In view of the above it is apparent that our refusal in Cardin, supra at 455, to "sanction reductions in coverage for which the Legislature has not provided," has no application to the case at bar. In 1979, legislative policy did not invalidate reductions or limitations on underinsured motorist coverage. See Royal-Globe Ins. Co. v. Schultz, 385 Mass. 1013 (1982) (upholds a "regular use exclusion" barring recovery of optional underinsured motorist benefits for a 1978 accident).

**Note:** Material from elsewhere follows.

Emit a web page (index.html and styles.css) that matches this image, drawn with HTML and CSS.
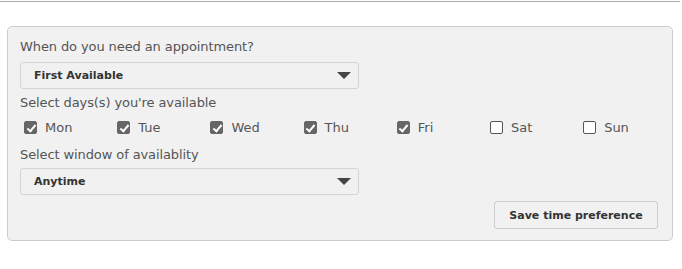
FILE: index.html
```html
<!DOCTYPE html>
<html>
<head>
<meta charset="utf-8">
<link rel="stylesheet" href="styles.css">
</head>
<body>
<div class="topline"></div>
<div class="panel">
  <div class="label first">When do you need an appointment?</div>
  <div class="select"><span>First Available</span><span class="caret"></span></div>
  <div class="label l2">Select days(s) you're available</div>
  <div class="days">
    <div class="day"><span class="box on"></span>Mon</div>
    <div class="day"><span class="box on"></span>Tue</div>
    <div class="day"><span class="box on"></span>Wed</div>
    <div class="day"><span class="box on"></span>Thu</div>
    <div class="day"><span class="box on"></span>Fri</div>
    <div class="day"><span class="box"></span>Sat</div>
    <div class="day"><span class="box"></span>Sun</div>
  </div>
  <div class="label l3">Select window of availablity</div>
  <div class="select s2"><span>Anytime</span><span class="caret"></span></div>
  <div class="actions"><button class="btn">Save time preference</button></div>
</div>
</body>
</html>
```
FILE: styles.css
```css
html, body { margin: 0; padding: 0; background: #fff; }
body { font-family: "DejaVu Sans", sans-serif; font-size: 13px; color: #555; }
.topline { height: 1px; background: #aaa; margin-top: 1px; width: 680px; }
.panel {
  margin: 24px 0 0 7px;
  width: 640px;
  height: 191px;
  border: 1px solid #ccc;
  border-radius: 5px;
  background: #f1f1f1;
  padding: 11px 12px 11px 12px;
  box-sizing: content-box;
}
.label { height: 18px; line-height: 18px; letter-spacing: -0.1px; }
.label.l2 { margin-top: 5px; }
.label.l3 { margin-top: 8px; }
.select {
  width: 339px; height: 27px; box-sizing: border-box;
  border: 1px solid #d4d4d4; border-radius: 3px;
  display: flex; align-items: center; justify-content: space-between;
  padding: 0 7px 0 13px; margin-top: 6px;
  font-weight: bold; color: #333; font-size: 11px;
}
.select.s2 { margin-top: 4px; }
.caret { width: 0; height: 0; border-left: 7px solid transparent; border-right: 7px solid transparent; border-top: 7px solid #444; }
.days { display: flex; height: 22px; align-items: center; padding-left: 4px; margin-top: 4px; }
.day { flex: none; width: 93.2px; display: flex; align-items: center; }
.box {
  width: 13px; height: 13px; box-sizing: border-box; border: 1px solid #555; border-radius: 2px;
  background: #fff; margin-right: 8px; position: relative;
}
.box.on { background: #666; border-color: #666; }
.box.on::after {
  content: ""; position: absolute; left: 3.5px; top: 1px; width: 3px; height: 7px;
  border-right: 2px solid #fff; border-bottom: 2px solid #fff; transform: rotate(40deg);
}
.actions { display: flex; justify-content: flex-end; padding-right: 2px; margin-top: 6px; }
.btn {
  font-family: inherit; font-weight: bold; font-size: 11px; color: #333;
  width: 164px; height: 28px; background: #f1f1f1; border: 1px solid #ccc; border-radius: 3px;
}
```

The defendant's coverage is determined by the terms of his policy and is therefore limited to the highest amount in any one policy unless one of his other arguments prevails. He argues that the "anti-stacking" language of clause 6 does not apply because all the policies covering the accident were not with Lumbermens. Finally, he contends that the separate premiums paid for underinsured motorist coverage under each policy entitle him to a multiple recovery. For the reasons stated in the Appeals Court opinion these arguments do not prevail. Lumbermens Mut. Casualty Co. v. DeCenzo, supra at 974-975.
[Note 1] Of the estate of his son.
[Note 2] DeCenzo's son was a member of his household.
[Note 3] Clause 6 in the 1979 version provides, "You may have two or more auto policies with us covering the same claim. In that case, the most we will pay is the highest amount payable under the applicable coverage in any one of these policies."
At trial there was a dispute as to whether DeCenzo knew of the terms of the 1979 version of the policy before the accident occurred. The judge did not resolve the question of which version of the policy governed, as he ruled that even under the 1978 language, which was less favorable to Lumbermens than the 1979 version, DeCenzo could only recover $25,000. At oral argument before this court, counsel for the insurer stated that Lumbermens is now willing to rely on the 1978 policy. Accordingly, discussion of the language of clause 6 hereinafter refers to the quoted text of the 1978 policy.